To request a refund, use the same purchase lookup process described above to access your order, then look for a refund request option. If that option isn’t available, submit a request through the Cleverbridge support contact form with your order details. After a refund is approved, expect it to take anywhere from five to 14 business days to appear on your statement, depending on your bank and how you originally paid.
If you’re frustrated by an unexpected charge, your instinct might be to call your bank and dispute it as a chargeback. That works, but it should be the last resort rather than the first move. Here’s why: when you file a chargeback, the merchant (in this case, Cleverbridge and the software vendor) treats it as a fraud dispute.
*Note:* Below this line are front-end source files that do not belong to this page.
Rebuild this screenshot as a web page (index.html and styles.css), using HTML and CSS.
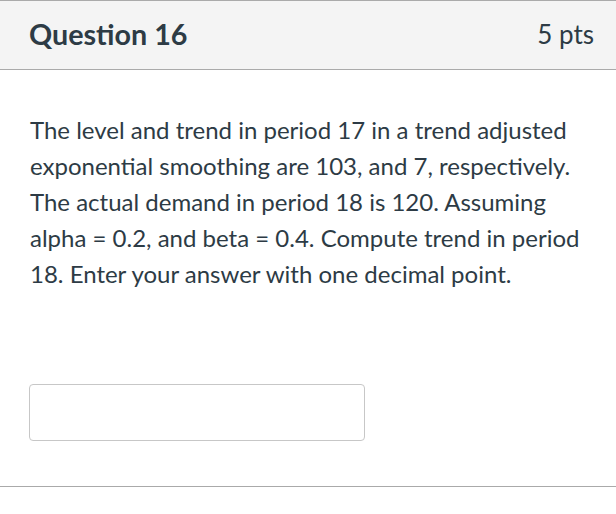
FILE: index.html
```html
<!DOCTYPE html>
<html>
<head>
<meta charset="utf-8">
<link rel="stylesheet" href="styles.css">
</head>
<body>
<div class="question">
  <div class="header">
    <h2 class="title">Question 16</h2>
    <div class="points">5 pts</div>
  </div>
  <div class="content">
    <p class="text">The level and trend in period 17 in a trend adjusted exponential smoothing are 103, and 7, respectively. The actual demand in period 18 is 120. Assuming alpha = 0.2, and beta = 0.4. Compute trend in period 18. Enter your answer with one decimal point.</p>
    <div class="answer"><input class="answer-input" type="text"></div>
  </div>
  <div class="footer"></div>
</div>
</body>
</html>
```
FILE: styles.css
```css
html, body {
  margin: 0;
  padding: 0;
  background: #fff;
}
body {
  font-family: Lato, "Liberation Sans", sans-serif;
  color: #2d3b45;
  width: 616px;
}
.header {
  display: flex;
  justify-content: space-between;
  align-items: center;
  background: #f4f4f4;
  border-top: 1px solid #aaaaaa;
  border-bottom: 1px solid #aaaaaa;
  height: 70px;
  padding: 0 22px 2px 29px;
  box-sizing: border-box;
}
.title {
  margin: 0;
  font-size: 28.7px;
  font-weight: 700;
}
.points {
  font-size: 26px;
  font-weight: 400;
}
.content {
  padding: 42px 30px 0 30px;
  height: 416px;
  box-sizing: border-box;
}
.text {
  margin: 0;
  font-size: 24px;
  line-height: 36px;
  width: 556px;
}
.answer {
  margin-top: 92px;
}
.answer-input {
  display: block;
  width: 336px;
  height: 57px;
  box-sizing: border-box;
  border: 1px solid #c7c7c7;
  border-radius: 4px;
  margin: 0 0 0 -1px;
  background: #fff;
}
.footer {
  border-top: 1px solid #aaaaaa;
}
```
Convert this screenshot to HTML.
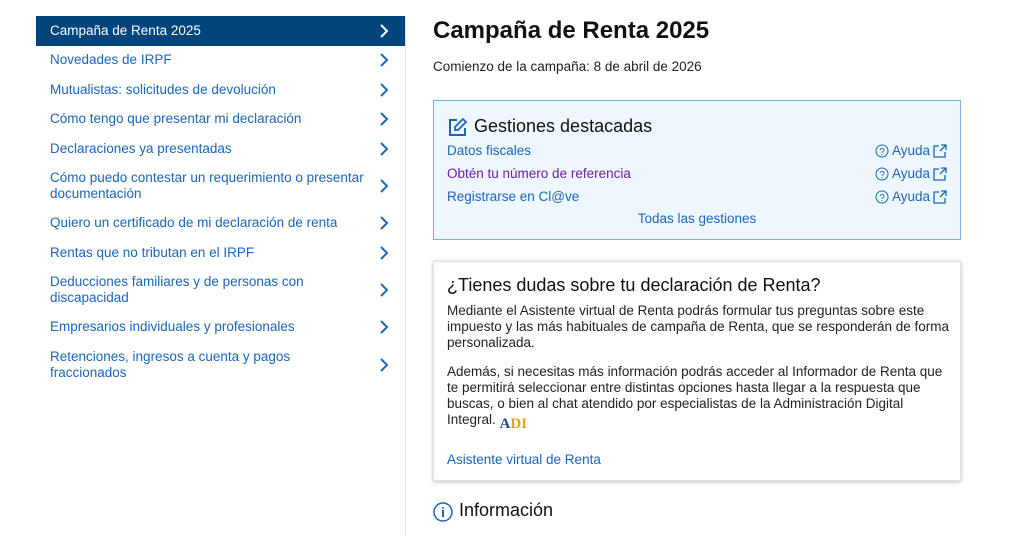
<!DOCTYPE html>
<html><head><meta charset="utf-8"><style>
*{margin:0;padding:0;box-sizing:border-box}
body{width:1024px;height:516px;overflow:hidden;background:#fff;font-family:"Liberation Sans",Arial,sans-serif;font-size:13.5px;color:#222;position:relative}
.side{position:absolute;left:36px;top:16px;width:370px;border-right:1px solid #e3e3e3;height:520px}
.it{display:flex;align-items:center;justify-content:space-between;padding:0 16px 0 14px;color:#1a66b8;line-height:16px;height:29.5px}
.it.d{height:45px}
.it.a{background:#00447c;color:#fff}
.it svg{flex:none;margin-left:10px}
h1{position:absolute;left:433px;top:17px;font-size:24px;font-weight:bold;color:#111}
.sub{position:absolute;left:433px;top:59px}
.box{position:absolute;left:433px;top:100px;width:528px;height:140px;background:#eff7fe;border:1px solid #7fb0de}
.box h2{position:absolute;left:40px;top:15px;font-size:18px;font-weight:normal;color:#111}
.row{position:absolute;left:13px;right:13px;display:flex;justify-content:space-between;color:#1a66b8}
.ay{display:flex;align-items:center;gap:3px}
.card{position:absolute;left:433px;top:261px;width:528px;height:220px;border:1px solid #e3e3e3;box-shadow:0 1px 4px rgba(0,0,0,.25);padding:13px 6px 13px 13px}
.card h3{font-size:18px;font-weight:normal;color:#111;margin-bottom:7px}
.card p{line-height:16px;margin-bottom:13px}
a{color:#1a66b8;text-decoration:none}
</style></head><body>
<div class="side">
<div class="it a">Campaña de Renta 2025<svg width="10" height="14"><path d="M2 1l6 6-6 6" stroke="#fff" stroke-width="2" fill="none"/></svg></div>
<div class="it">Novedades de IRPF<svg width="10" height="14"><path d="M2 1l6 6-6 6" stroke="#1a66b8" stroke-width="2" fill="none"/></svg></div>
<div class="it">Mutualistas: solicitudes de devolución<svg width="10" height="14"><path d="M2 1l6 6-6 6" stroke="#1a66b8" stroke-width="2" fill="none"/></svg></div>
<div class="it">Cómo tengo que presentar mi declaración<svg width="10" height="14"><path d="M2 1l6 6-6 6" stroke="#1a66b8" stroke-width="2" fill="none"/></svg></div>
<div class="it">Declaraciones ya presentadas<svg width="10" height="14"><path d="M2 1l6 6-6 6" stroke="#1a66b8" stroke-width="2" fill="none"/></svg></div>
<div class="it d">Cómo puedo contestar un requerimiento o presentar documentación<svg width="10" height="14"><path d="M2 1l6 6-6 6" stroke="#1a66b8" stroke-width="2" fill="none"/></svg></div>
<div class="it">Quiero un certificado de mi declaración de renta<svg width="10" height="14"><path d="M2 1l6 6-6 6" stroke="#1a66b8" stroke-width="2" fill="none"/></svg></div>
<div class="it">Rentas que no tributan en el IRPF<svg width="10" height="14"><path d="M2 1l6 6-6 6" stroke="#1a66b8" stroke-width="2" fill="none"/></svg></div>
<div class="it d">Deducciones familiares y de personas con discapacidad<svg width="10" height="14"><path d="M2 1l6 6-6 6" stroke="#1a66b8" stroke-width="2" fill="none"/></svg></div>
<div class="it">Empresarios individuales y profesionales<svg width="10" height="14"><path d="M2 1l6 6-6 6" stroke="#1a66b8" stroke-width="2" fill="none"/></svg></div>
<div class="it d">Retenciones, ingresos a cuenta y pagos fraccionados<svg width="10" height="14"><path d="M2 1l6 6-6 6" stroke="#1a66b8" stroke-width="2" fill="none"/></svg></div>
</div>
<h1>Campaña de Renta 2025</h1>
<div class="sub">Comienzo de la campaña: 8 de abril de 2026</div>
<div class="box">
<svg style="position:absolute;left:14px;top:16px" width="20" height="20" viewBox="0 0 20 20"><path d="M9 3H2v15h15v-7" stroke="#1a66b8" stroke-width="2" fill="none"/><path d="M15 2l3 3-8 8H7v-3z" stroke="#1a66b8" stroke-width="1.8" fill="none"/></svg>
<h2>Gestiones destacadas</h2>
<div class="row" style="top:42px"><a>Datos fiscales</a><span class="ay"><svg width="14" height="14"><circle cx="7" cy="7" r="6" stroke="#1a66b8" fill="none"/><text x="7" y="11" font-size="10" text-anchor="middle" fill="#1a66b8">?</text></svg>Ayuda<svg width="14" height="14"><path d="M6 2H1v11h11V8M8 1h5v5M13 1L7 7" stroke="#1a66b8" fill="none" stroke-width="1.3"/></svg></span></div>
<div class="row" style="top:65px"><a style="color:#6a1ea6">Obtén tu número de referencia</a><span class="ay"><svg width="14" height="14"><circle cx="7" cy="7" r="6" stroke="#1a66b8" fill="none"/><text x="7" y="11" font-size="10" text-anchor="middle" fill="#1a66b8">?</text></svg>Ayuda<svg width="14" height="14"><path d="M6 2H1v11h11V8M8 1h5v5M13 1L7 7" stroke="#1a66b8" fill="none" stroke-width="1.3"/></svg></span></div>
<div class="row" style="top:88px"><a>Registrarse en Cl@ve</a><span class="ay"><svg width="14" height="14"><circle cx="7" cy="7" r="6" stroke="#1a66b8" fill="none"/><text x="7" y="11" font-size="10" text-anchor="middle" fill="#1a66b8">?</text></svg>Ayuda<svg width="14" height="14"><path d="M6 2H1v11h11V8M8 1h5v5M13 1L7 7" stroke="#1a66b8" fill="none" stroke-width="1.3"/></svg></span></div>
<div class="row" style="top:110px;justify-content:center"><a>Todas las gestiones</a></div>
</div>
<div class="card">
<h3>¿Tienes dudas sobre tu declaración de Renta?</h3>
<p>Mediante el Asistente virtual de Renta podrás formular tus preguntas sobre este impuesto y las más habituales de campaña de Renta, que se responderán de forma personalizada.</p>
<p>Además, si necesitas más información podrás acceder al Informador de Renta que te permitirá seleccionar entre distintas opciones hasta llegar a la respuesta que buscas, o bien al chat atendido por especialistas de la Administración Digital Integral. <span style="display:inline-block;height:20px;line-height:20px;vertical-align:-4px;font-weight:bold;color:#1a4a9c;font-family:'Liberation Serif',serif;font-size:15px">A<span style="color:#e8a020">DI</span></span></p>
<p style="margin-top:18px"><a>Asistente virtual de Renta</a></p>
</div>
<svg style="position:absolute;left:433px;top:502px" width="20" height="20"><circle cx="10" cy="10" r="9" stroke="#1a66b8" stroke-width="1.5" fill="none"/><path d="M10 8v7M10 5v1.5" stroke="#1a66b8" stroke-width="2"/></svg>
<div style="position:absolute;left:459px;top:500px;font-size:18px;color:#111">Información</div>
</body></html>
Merchants often blacklist customers who file chargebacks, meaning you could lose access to the software permanently and be blocked from future purchases with that vendor.
A direct refund request through Cleverbridge is faster and cleaner. You keep your account in good standing, and the money comes back on the same timeline. Save the chargeback route for situations where Cleverbridge has refused a legitimate refund or hasn’t responded to your requests.
If you genuinely did not make the purchase and nobody with access to your card did either, the charge may be fraudulent. Start by contacting Cleverbridge through their support contact form at support.cleverbridge.com with the charge amount, date, and last four digits of your card. They can look up the order and determine what was purchased and where it was delivered. This step sometimes reveals that a family member bought software without mentioning it.
If Cleverbridge confirms the charge doesn’t match any purchase tied to your information, contact your bank or credit card issuer to report unauthorized activity. Under federal law, your liability for unauthorized credit card charges is capped at $50, and most card issuers waive even that amount as a matter of policy. Your issuer will open a formal dispute and issue a provisional credit while they investigate.
The Fair Credit Billing Act gives you 60 days from the date your credit card statement is sent to report a billing error to your card issuer in writing. The notice must go to the address your issuer designates for billing disputes (not the general payment address), and it needs to include your name, account number, the amount you believe is wrong, and why you think it’s an error. Your issuer then has 30 days to acknowledge receipt and must resolve the dispute within two billing cycles.
That 60-day clock matters. If you spot a cleverbridge charge three months after it appeared and never noticed it, you’ve likely lost your right to a formal billing error dispute under federal law. You can still request a refund directly from Cleverbridge, but your card issuer has no obligation to intervene once the window closes. This is why reviewing your statements regularly, even for small charges, is worth the few minutes it takes.